DR. HIEBNER: I recently got certified in animal acupuncture.  I studied with the Chi Institute in Florida.  I took the beginning courses which was about 6 months of online and on site lectures and labs.  I then took the advanced course and completed a case study to get certified.  I really enjoyed learning about acupuncture and was very excited to be able to offer this as a supplement to western medicine.  I have studied a little about food therapy and am currently studying to be certified in herbal therapy as well.

ALLISON: Do you have your own pets?  Tell me about them.

DR. HIEBNER: I currently have three dogs, four cats and a fish.  Three of my cats (Sam, Tessa and Isabella) are senior cats that I acquired through rescue in vet school.  They mostly just lay around and do cat things.  I have a fourth much younger cat (B.B.) that was brought in to our clinic as a stray.  She likes to play, randomly run around the house and be carried around by my daughter.  The dogs include a Schnoodle (Sugar) that we got from the humane society and a Chihuahua (Napoleon) that was surrendered to our clinic.  The third is a Great Pyrenees puppy (Comet) that only likes to play at 5 am.  The beta fish (Ruby) lives in my daughter’s room.

ALLISON: What is something that the public doesn’t know about vets but should?

DR. HIEBNER: I would say one thing to consider is that it is very hard for vets to not take their jobs home with them.
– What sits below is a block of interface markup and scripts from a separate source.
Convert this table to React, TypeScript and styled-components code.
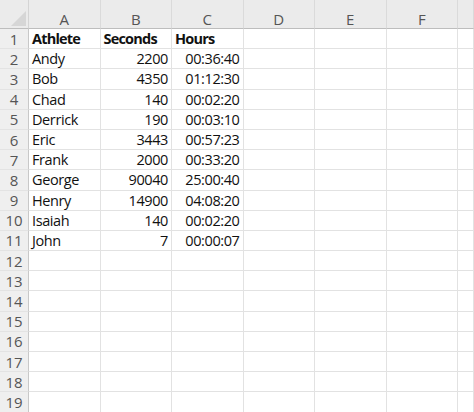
import styled, { createGlobalStyle } from "styled-components";

const GlobalStyle = createGlobalStyle`
  html, body {
    margin: 0;
    padding: 0;
    background: #ffffff;
  }
  body {
    font-family: "Open Sans", "Noto Sans", sans-serif;
    overflow: hidden;
  }
`;

const COLUMNS = ["A", "B", "C", "D", "E", "F", ""];
const ROW_COUNT = 19;

type Row = { name: string; seconds: number; hours: string };
type CellData = { t: string; b?: boolean; right?: boolean };

const data: Row[] = [
  { name: "Andy", seconds: 2200, hours: "00:36:40" },
  { name: "Bob", seconds: 4350, hours: "01:12:30" },
  { name: "Chad", seconds: 140, hours: "00:02:20" },
  { name: "Derrick", seconds: 190, hours: "00:03:10" },
  { name: "Eric", seconds: 3443, hours: "00:57:23" },
  { name: "Frank", seconds: 2000, hours: "00:33:20" },
  { name: "George", seconds: 90040, hours: "25:00:40" },
  { name: "Henry", seconds: 14900, hours: "04:08:20" },
  { name: "Isaiah", seconds: 140, hours: "00:02:20" },
  { name: "John", seconds: 7, hours: "00:00:07" },
];

function cellsFor(r: number): CellData[] {
  if (r === 1)
    return [
      { t: "Athlete", b: true },
      { t: "Seconds", b: true },
      { t: "Hours", b: true },
    ];
  const d = data[r - 2];
  if (!d) return [];
  return [
    { t: d.name },
    { t: String(d.seconds), right: true },
    { t: d.hours, right: true },
  ];
}

export default function App() {
  const rows = Array.from({ length: ROW_COUNT }, (_, i) => i + 1);

  return (
    <>
      <GlobalStyle />
      <Sheet>
        <Corner>
          <svg width="18" height="18" viewBox="0 0 18 18">
            <polygon points="17,2 17,17 2,17" fill="#d6d6d6" />
          </svg>
        </Corner>
        {COLUMNS.map((c, i) => (
          <ColHeader key={i}>{c}</ColHeader>
        ))}
        {rows.map((r) => {
          const cells = cellsFor(r);
          return [
            <RowHeader key={`h${r}`}>{r}</RowHeader>,
            ...COLUMNS.map((_, ci) => {
              const cell = cells[ci];
              return (
                <Cell key={`${r}-${ci}`} $bold={cell?.b} $right={cell?.right}>
                  {cell?.t}
                </Cell>
              );
            }),
          ];
        })}
      </Sheet>
    </>
  );
}

const Sheet = styled.div`
  display: grid;
  grid-template-columns: 29px repeat(6, 71.5px) 1fr;
  grid-template-rows: 29px repeat(${ROW_COUNT}, 20.2px);
  width: 474px;
  height: 412px;
  background: #ffffff;
`;

const Corner = styled.div`
  background: #ebebeb;
  border-right: 1px solid #d4d4d4;
  border-bottom: 1px solid #bdbdbd;
  display: flex;
  align-items: flex-end;
  justify-content: flex-end;
  padding: 0 1px 1px 0;
  box-sizing: border-box;
`;

const ColHeader = styled.div`
  background: #ebebeb;
  border-right: 1px solid #dadada;
  border-bottom: 1px solid #bdbdbd;
  box-sizing: border-box;
  display: flex;
  align-items: center;
  justify-content: center;
  padding-top: 10px;
  font-size: 15px;
  color: #555555;
`;

const RowHeader = styled.div`
  background: #efefef;
  border-right: 1px solid #c8c8c8;
  border-bottom: 1px solid #e3e3e3;
  box-sizing: border-box;
  display: flex;
  align-items: center;
  justify-content: center;
  font-size: 15px;
  color: #555555;
`;

const Cell = styled.div<{ $bold?: boolean; $right?: boolean }>`
  border-right: 1px solid #e2e2e2;
  border-bottom: 1px solid #e2e2e2;
  box-sizing: border-box;
  display: flex;
  align-items: center;
  justify-content: ${(p) => (p.$right ? "flex-end" : "flex-start")};
  padding: 0 3px;
  font-size: 14.5px;
  font-weight: ${(p) => (p.$bold ? 700 : 400)};
  letter-spacing: ${(p) => (p.$bold ? "-0.8px" : "-0.4px")};
  color: #111111;
  white-space: nowrap;
`;
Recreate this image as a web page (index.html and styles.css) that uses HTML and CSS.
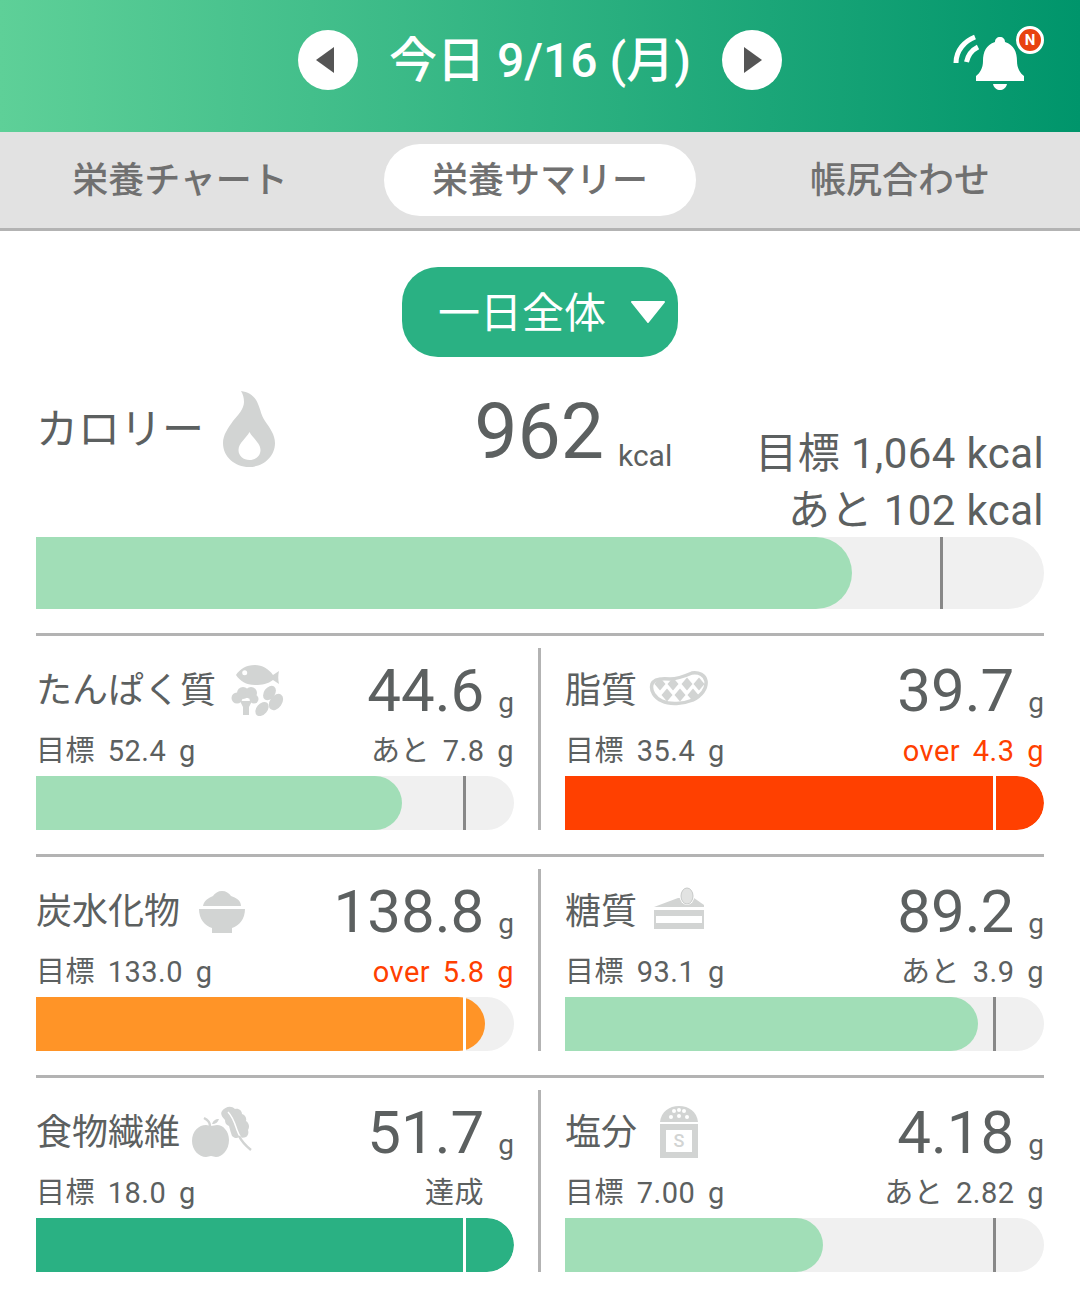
FILE: index.html
```html
<!DOCTYPE html>
<html lang="ja">
<head>
    <meta charset="UTF-8">
    <meta name="viewport" content="width=device-width, initial-scale=1.0">
    <title>栄養サマリー</title>
    <link rel="stylesheet" href="styles.css">
</head>
<body>

    <header class="header">
        <button class="nav-btn"><svg class="arrow-prev" width="18" height="26" viewBox="0 0 18 26"><path d="M18 0V26L0 13Z" fill="#555"/></svg></button>
        <h1 class="date">今日 9/16 (月)</h1>
        <button class="nav-btn"><svg class="arrow-next" width="18" height="26" viewBox="0 0 18 26"><path d="M0 0V26L18 13Z" fill="#555"/></svg></button>
        <div class="bell">
            <svg width="72" height="62" viewBox="0 0 72 62">
                <path d="M3 35C3 22 12 13 22 9" fill="none" stroke="#fff" stroke-width="5"/>
                <path d="M13.500 34C15 27 19 22 25 19" fill="none" stroke="#fff" stroke-width="5"/>
                <path d="M47 9c-3 0-5 2-5 5-9 3-12 10-12 19 0 7-3 12-7 15v5h48v-5c-4-3-7-8-7-15 0-9-3-16-12-19 0-3-2-5-5-5z" fill="#fff"/>
                <path d="M40 56h14c-1 4-4 6-7 6s-6-2-7-6z" fill="#fff"/>
            </svg>
            <span class="badge">N</span>
        </div>
    </header>

    <nav class="tabs">
        <a class="tab">栄養チャート</a>
        <a class="tab active">栄養サマリー</a>
        <a class="tab">帳尻合わせ</a>
    </nav>

    <div class="select-wrap">
        <div class="select"><span class="select-text">一日全体</span> <svg width="36" height="22" viewBox="0 0 36 22"><path d="M2 1H34L18 21Z" fill="#fff" stroke="#fff" stroke-width="2" stroke-linejoin="round"/></svg></div>
    </div>

    <section class="calorie">
        <div class="cal-top">
            <div class="cal-name"><span class="cal-label">カロリー</span>
                <svg class="flame" width="52" height="76" viewBox="0 0 52 76"><path fill-rule="evenodd" d="M18 0c8 1 14 5 17 13 3 7 3 11 7 17 5 7 10 14 10 22 0 14-12 24-26 24S0 66 0 52c0-8 5-15 10-22 5-6 11-12 11-19 0-4-1-8-3-11zM26.500 41c-3 6-11 11-11 18 0 6 5 10 11 10s11-4 11-10c0-7-8-12-11-18z" fill="#d2d4d3"/></svg>
            </div>
            <div class="cal-value">962<span class="cal-unit">kcal</span></div>
            <div class="cal-goal">
                <div>目標 1,064 kcal</div>
                <div>あと 102 kcal</div>
            </div>
        </div>
        <div class="bar bar-large">
            <div class="fill green" style="width: 816px"></div>
            <div class="mark" style="left: 904px"></div>
        </div>
    </section>

    <section class="row">
        <div class="cell">
            <div class="cell-top">
                <span class="name">たんぱく質</span>
                <svg class="icon icon-protein" width="54" height="52" viewBox="0 0 54 52" fill="#d2d4d3">
                    <path d="M5 11C9 5 15 1 24 1c7 0 14 4 18 10l6-4c-1 4-1 9 0 13l-6-4c-5 4-11 5-18 5C15 21 9 17 5 11z"/>
                    <circle cx="13.700" cy="8.700" r="2.500" fill="#fff"/>
                    <circle cx="6" cy="34" r="5.500"/>
                    <circle cx="12" cy="29" r="6"/>
                    <circle cx="20" cy="29" r="6"/>
                    <circle cx="23" cy="35" r="4.500"/>
                    <path d="M9 37h12l-3 6v8h-6v-8z"/>
                    <ellipse cx="38.500" cy="29" rx="5.500" ry="8" transform="rotate(35 38.500 29)"/>
                    <ellipse cx="45" cy="38" rx="6" ry="9" transform="rotate(35 45 38)"/>
                    <ellipse cx="31" cy="45" rx="5.500" ry="8" transform="rotate(40 31 45)"/>
                </svg>
                <span class="value">44.6<span class="unit">g</span></span>
            </div>
            <div class="cell-sub">
                <span>目標 52.4 g</span>
                <span>あと 7.8 g</span>
            </div>
            <div class="bar">
                <div class="fill green" style="width: 366px"></div>
                <div class="mark" style="left: 427px"></div>
            </div>
        </div>
        <div class="cell right">
            <div class="cell-top">
                <span class="name">脂質</span>
                <svg class="icon icon-fat" width="60" height="38" viewBox="-1 -1 60 38">
                    <path d="M2 14C4 9 11 8 20 9c8 0 15-3 22-6 7-1 13 2 14 8 1 8-5 15-13 19-10 4-23 5-31 1C5 28 0 21 2 14z" fill="#fff" stroke="#d2d4d3" stroke-width="3.500"/>
                    <g fill="#d2d4d3">
                        <path d="M10 7.500l5.500 6.500-5.500 6.500-5.500-6.500zM23 7.500l5.500 6.500-5.500 6.500-5.500-6.500zM37 7.500l5.500 6.500-5.500 6.500-5.500-6.500zM49 7.500l5.500 6.500-5.500 6.500-5.500-6.500z"/>
                        <path d="M17 18.500l5.500 6.500-5.500 6.500-5.500-6.500zM30 18.500l5.500 6.500-5.500 6.500-5.500-6.500zM43 18.500l5.500 6.500-5.500 6.500-5.500-6.500z"/>
                    </g>
                </svg>
                <span class="value">39.7<span class="unit">g</span></span>
            </div>
            <div class="cell-sub">
                <span>目標 35.4 g</span>
                <span class="over">over 4.3 g</span>
            </div>
            <div class="bar">
                <div class="fill full red"></div>
                <div class="mark light" style="left: 428px"></div>
            </div>
        </div>
    </section>

    <section class="row">
        <div class="cell">
            <div class="cell-top">
                <span class="name">炭水化物</span>
                <svg class="icon" width="48" height="46" viewBox="0 0 48 46" fill="#d2d4d3">
                    <path d="M5 18C6 12 11 10 15 8c2-3 5-5 9-5s7 2 9 5c5 2 10 4 10 10z"/>
                    <path d="M1 21h46c0 10-6 17-13 19v5H14v-5C7 38 1 31 1 21z"/>
                </svg>
                <span class="value">138.8<span class="unit">g</span></span>
            </div>
            <div class="cell-sub">
                <span>目標 133.0 g</span>
                <span class="over">over 5.8 g</span>
            </div>
            <div class="bar">
                <div class="fill orange" style="width: 449px"></div>
                <div class="mark light" style="left: 427px"></div>
            </div>
        </div>
        <div class="cell right">
            <div class="cell-top">
                <span class="name">糖質</span>
                <svg class="icon icon-cake" width="50" height="42" viewBox="0 0 50 42">
                    <path d="M0 20L24 11H40L50 18V20z" fill="#d2d4d3"/>
                    <path d="M0 23h50v19H0z" fill="#d2d4d3"/>
                    <path d="M2 29h46v7H2z" fill="#fff"/>
                    <ellipse cx="33" cy="9" rx="7.500" ry="9" fill="#fff"/>
                    <ellipse cx="33" cy="9" rx="6" ry="8" fill="#e2e3e2" stroke="#c8cac9"/>
                </svg>
                <span class="value">89.2<span class="unit">g</span></span>
            </div>
            <div class="cell-sub">
                <span>目標 93.1 g</span>
                <span>あと 3.9 g</span>
            </div>
            <div class="bar">
                <div class="fill green" style="width: 413px"></div>
                <div class="mark" style="left: 428px"></div>
            </div>
        </div>
    </section>

    <section class="row">
        <div class="cell">
            <div class="cell-top">
                <span class="name">食物繊維</span>
                <svg class="icon icon-fiber" width="60" height="52" viewBox="0 0 60 52" fill="#d2d4d3">
                    <path d="M0 35c0-10 7-16 14-16 2 0 3 1 5 1s4-1 6-1c6 0 12 6 12 15 0 10-7 17-13 17-2 0-3-1-5-1s-3 1-5 1C7 51 0 44 0 35z"/>
                    <path d="M18 20c0-3-2-6-6-8" fill="none" stroke="#d2d4d3" stroke-width="2.500"/>
                    <path d="M20 18c1-3 3-5 7-5-1 3-3 5-7 5z"/>
                    <path d="M30 5c3-4 9-6 13-2 4-1 7 2 7 5 3 1 5 4 4 7 3 2 4 6 2 9 1 3 0 6-2 7-2 1-5 1-7 0-2 2-5 1-7-1-1-3-2-6-3-10-3-1-4-3-4-6-3-3-5-6-3-9z"/>
                    <path d="M36 6c5 5 7 12 9 18 1 3 2 5 4 8" fill="none" stroke="#fff" stroke-width="1.500"/>
                    <path d="M47 30c3 6 7 10 12 14" fill="none" stroke="#d2d4d3" stroke-width="2.500"/>
                </svg>
                <span class="value">51.7<span class="unit">g</span></span>
            </div>
            <div class="cell-sub short">
                <span>目標 18.0 g</span>
                <span>達成</span>
            </div>
            <div class="bar">
                <div class="fill full teal"></div>
                <div class="mark light" style="left: 427px"></div>
            </div>
        </div>
        <div class="cell right">
            <div class="cell-top">
                <span class="name">塩分</span>
                <div class="salt icon">
                    <svg width="38" height="16" viewBox="0 0 38 16">
                        <path d="M0 16C1 6 9 0 19 0s18 6 19 16z" fill="#d2d4d3"/>
                        <g fill="#fff"><circle cx="14" cy="5" r="2"/><circle cx="19" cy="4" r="2"/><circle cx="24" cy="5" r="2"/><circle cx="11" cy="11" r="2"/><circle cx="19" cy="10" r="2"/><circle cx="27" cy="11" r="2"/></g>
                    </svg>
                    <span class="salt-body">S</span>
                </div>
                <span class="value">4.18<span class="unit">g</span></span>
            </div>
            <div class="cell-sub">
                <span>目標 7.00 g</span>
                <span>あと 2.82 g</span>
            </div>
            <div class="bar">
                <div class="fill green" style="width: 258px"></div>
                <div class="mark" style="left: 428px"></div>
            </div>
        </div>
    </section>

</body>
</html>
```

FILE: styles.css
```css
* {
    box-sizing: border-box;
}
body {
    margin: 0;
    width: 1080px;
    font-family: Roboto, "Noto Sans CJK JP", sans-serif;
    background-color: white;
    color: #5c6060;
}
.header {
    position: relative;
    height: 132px;
    padding-bottom: 12px;
    display: flex;
    align-items: center;
    justify-content: center;
    gap: 31px;
    background: linear-gradient(90deg, #5ed098, #00956b);
}
.nav-btn {
    width: 60px;
    height: 60px;
    padding: 0;
    border: none;
    border-radius: 50%;
    background-color: white;
    display: flex;
    align-items: center;
    justify-content: center;
}
.arrow-prev {
    margin-right: 6px;
}
.arrow-next {
    margin-left: 2px;
}
.date {
    margin: 2px 0 0;
    color: white;
    font-size: 48px;
    font-weight: 500;
    line-height: 60px;
}
.bell {
    position: absolute;
    left: 953px;
    top: 28px;
}
.bell svg {
    display: block;
}
.badge {
    position: absolute;
    left: 63px;
    top: -2px;
    width: 28px;
    height: 28px;
    border: 3px solid white;
    border-radius: 50%;
    background-color: #e8420f;
    color: white;
    font-size: 15px;
    font-weight: 700;
    line-height: 22px;
    text-align: center;
}
.tabs {
    height: 99px;
    padding-top: 12px;
    display: grid;
    grid-template-columns: 360px 360px 360px;
    justify-items: center;
    align-items: start;
    background-color: #e2e2e2;
    border-bottom: 3px solid #b3b3b3;
}
.tab {
    height: 72px;
    font-size: 36px;
    font-weight: 500;
    line-height: 74px;
    color: #707070;
}
.tab.active {
    width: 312px;
    text-align: center;
    background-color: white;
    border-radius: 36px;
}
.select-wrap {
    padding-top: 36px;
    display: flex;
    justify-content: center;
}
.select {
    width: 276px;
    height: 90px;
    padding-left: 24px;
    display: flex;
    align-items: center;
    justify-content: center;
    gap: 24px;
    background-color: #2ab183;
    border-radius: 36px;
    color: white;
    font-size: 42px;
}
.select-text {
    margin-bottom: 6px;
}
.calorie {
    margin: 0 36px;
    padding-top: 23px;
    padding-bottom: 24px;
}
.cal-top {
    height: 157px;
    display: flex;
}
.cal-name {
    width: 441px;
    height: 100px;
    display: flex;
    align-items: center;
    gap: 19px;
    font-size: 42px;
}
.cal-label {
    margin-bottom: 10px;
}
.flame {
    margin-bottom: 2px;
}
.cal-value {
    width: 283px;
    padding-top: 2px;
    font-size: 77px;
    line-height: 100px;
}
.cal-unit {
    margin-left: 14px;
    font-size: 30px;
    vertical-align: -8px;
}
.cal-goal {
    flex: 1;
    padding-top: 45px;
    font-size: 42px;
    line-height: 57px;
    letter-spacing: 0.4px;
    text-align: right;
    white-space: nowrap;
}
.bar {
    position: relative;
    height: 54px;
    background-color: #f0f0f0;
    border-radius: 0 27px 27px 0;
    overflow: hidden;
}
.bar-large {
    height: 72px;
    border-radius: 0 36px 36px 0;
}
.fill {
    height: 100%;
    border-radius: 0 36px 36px 0;
}
.fill.full {
    width: 100%;
}
.green {
    background-color: #a1deb7;
}
.red {
    background-color: #ff4000;
}
.orange {
    background-color: #ff9427;
}
.teal {
    background-color: #2ab183;
}
.mark {
    position: absolute;
    top: 0;
    bottom: 0;
    width: 3px;
    background-color: #888;
}
.mark.light {
    background-color: white;
}
.row {
    margin: 0 36px;
    padding-top: 12px;
    padding-bottom: 24px;
    display: flex;
    border-top: 3px solid #b3b3b3;
}
.cell {
    width: 478px;
    height: 182px;
    display: flex;
    flex-direction: column;
}
.cell.right {
    width: 506px;
    margin-left: 24px;
    padding-left: 24px;
    border-left: 3px solid #b3b3b3;
}
.cell-top {
    height: 84px;
    display: flex;
    align-items: center;
}
.name {
    padding-bottom: 6px;
    margin-right: 18px;
    font-size: 36px;
}
.icon-protein {
    margin-left: -3px;
}
.icon-fat {
    margin-left: -6px;
    margin-bottom: 4px;
}
.icon-cake {
    margin-left: -1px;
    margin-bottom: 6px;
}
.icon-fiber {
    margin-left: -6px;
}
.value {
    margin-left: auto;
    padding-top: 14px;
    font-size: 60px;
    line-height: 84px;
}
.unit {
    margin-left: 14px;
    font-size: 28px;
    vertical-align: -1px;
}
.cell-sub {
    height: 44px;
    display: flex;
    justify-content: space-between;
    align-items: flex-start;
    font-size: 29px;
    line-height: 38px;
    letter-spacing: 0.5px;
    word-spacing: 5px;
}
.cell-sub.short {
    padding-right: 30px;
}
.over {
    color: #ff4000;
}
.salt {
    width: 38px;
    margin-left: 5px;
    display: flex;
    flex-direction: column;
    align-items: center;
}
.salt svg {
    display: block;
}
.salt-body {
    width: 38px;
    height: 34px;
    margin-top: 2px;
    border: 6px solid #d2d4d3;
    color: #d2d4d3;
    font-size: 18px;
    font-weight: 500;
    line-height: 22px;
    text-align: center;
}
```
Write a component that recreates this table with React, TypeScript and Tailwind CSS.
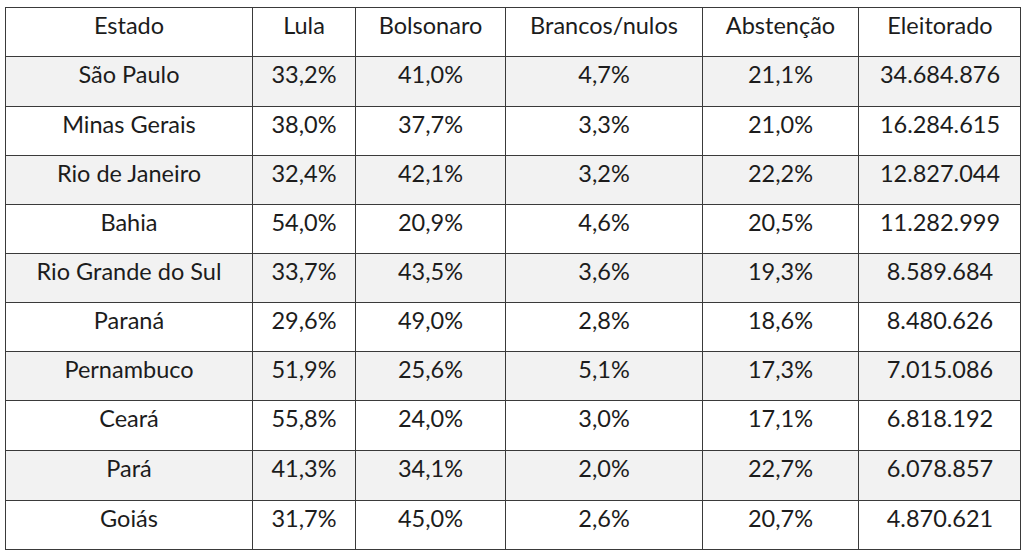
import React from "react";

const header = ["Estado", "Lula", "Bolsonaro", "Brancos/nulos", "Abstenção", "Eleitorado"];
const rows: string[][] = [
  ["São Paulo", "33,2%", "41,0%", "4,7%", "21,1%", "34.684.876"],
  ["Minas Gerais", "38,0%", "37,7%", "3,3%", "21,0%", "16.284.615"],
  ["Rio de Janeiro", "32,4%", "42,1%", "3,2%", "22,2%", "12.827.044"],
  ["Bahia", "54,0%", "20,9%", "4,6%", "20,5%", "11.282.999"],
  ["Rio Grande do Sul", "33,7%", "43,5%", "3,6%", "19,3%", "8.589.684"],
  ["Paraná", "29,6%", "49,0%", "2,8%", "18,6%", "8.480.626"],
  ["Pernambuco", "51,9%", "25,6%", "5,1%", "17,3%", "7.015.086"],
  ["Ceará", "55,8%", "24,0%", "3,0%", "17,1%", "6.818.192"],
  ["Pará", "41,3%", "34,1%", "2,0%", "22,7%", "6.078.857"],
  ["Goiás", "31,7%", "45,0%", "2,6%", "20,7%", "4.870.621"],
];

function Row({ cells, shaded, tall }: { cells: string[]; shaded: boolean; tall: boolean }) {
  return (
    <div
      className={`grid grid-cols-[247px_103px_150px_197px_156px_162px] border-b border-[#3a3a3a] ${
        tall ? "h-[50px]" : "h-[49px]"
      } ${shaded ? "bg-[#f2f2f2]" : "bg-white"}`}
    >
      {cells.map((c, i) => (
        <div
          key={i}
          className={`flex justify-center pt-[4px] text-[23.5px] leading-[26px] text-[#1c1c1c] ${
            i < 5 ? "border-r border-[#3a3a3a]" : ""
          }`}
        >
          {c}
        </div>
      ))}
    </div>
  );
}

export default function App() {
  const tallRows = [0, 7, 8];
  return (
    <div className="w-[1024px] h-[555px] bg-white pt-[7px] pl-[5px]" style={{ fontFamily: "Lato, 'Open Sans', sans-serif" }}>
      <div className="w-[1016px] border-t border-l border-r border-[#3a3a3a]">
        <Row cells={header} shaded={false} tall={false} />
        {rows.map((r, i) => (
          <Row key={i} cells={r} shaded={i % 2 === 0} tall={tallRows.includes(i)} />
        ))}
      </div>
    </div>
  );
}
We all have days of some joys and successes but also disappointments, euthanasia, and angry clients and pets.  Despite a bad day, we still try to put on a happy face when we see the next client.  When we leave the office, the hard parts tag along and we stress about them. Stress from work, high educational debt and just life in general is high in our lives.  As a result, veterinarians do have a high risk of substance abuse, divorce, and suicide.

ALLISON: What basic pet care do you see most neglected?

DR. HIEBNER: Dental care.  I see a lot of pets that come in with tartar, gingivitis and even rotten teeth.  Bad teeth can cause pain and lead to infections in the heart, liver and kidneys.  If you can’t brush your pet’s teeth (honestly, I don’t either), supply them with chews to help clean their teeth or have a dental cleaning done under anesthesia to prevent severe dental disease.  People are very worried about anesthesia and dentals.  I prefer to do dentals with proper blood work, IV placement and technician monitoring.  This allows the dental to be performed safely and also allows x-rays and a better look at the inside and back of the mouth.

ALLISON: What is one easy way pet owners can enrich the lives of their pets?

DR. HIEBNER: Find out what they like.  Do they like toys?  Chewy treats?  Walks?  Visiting other animals?  Stimulating their imagination helps too.  Puzzle balls with treats are great.  Cat trees to climb.  Windows to look out.  Visits to the park or walks around the block to stimulate their brains with sights and sounds.

ALLISON: What one medical or technical advancement in the future do you most want?

DR. HIEBNER: I’d love to have a MRI in my pocket.  I do a lot of ultrasounds and x-rays but to really look in a brain or spinal cord, you need an MRI.  This would be incredibly helpful for diagnosing strokes, cancers, epilepsy and other neurological issues. Unfortunately at this point they are too big and expensive to be practical in a clinic.

ALLISON: What ways can a person help homeless animals?

DR. HIEBNER: Volunteer or donate to your local animal shelters or rescue groups.  I especially like local groups because you can see personally what they do.  There are so many good groups that do fundraising, events, fostering, adoptions or will take donations of necessary items like collars, leashes, cat litter and food.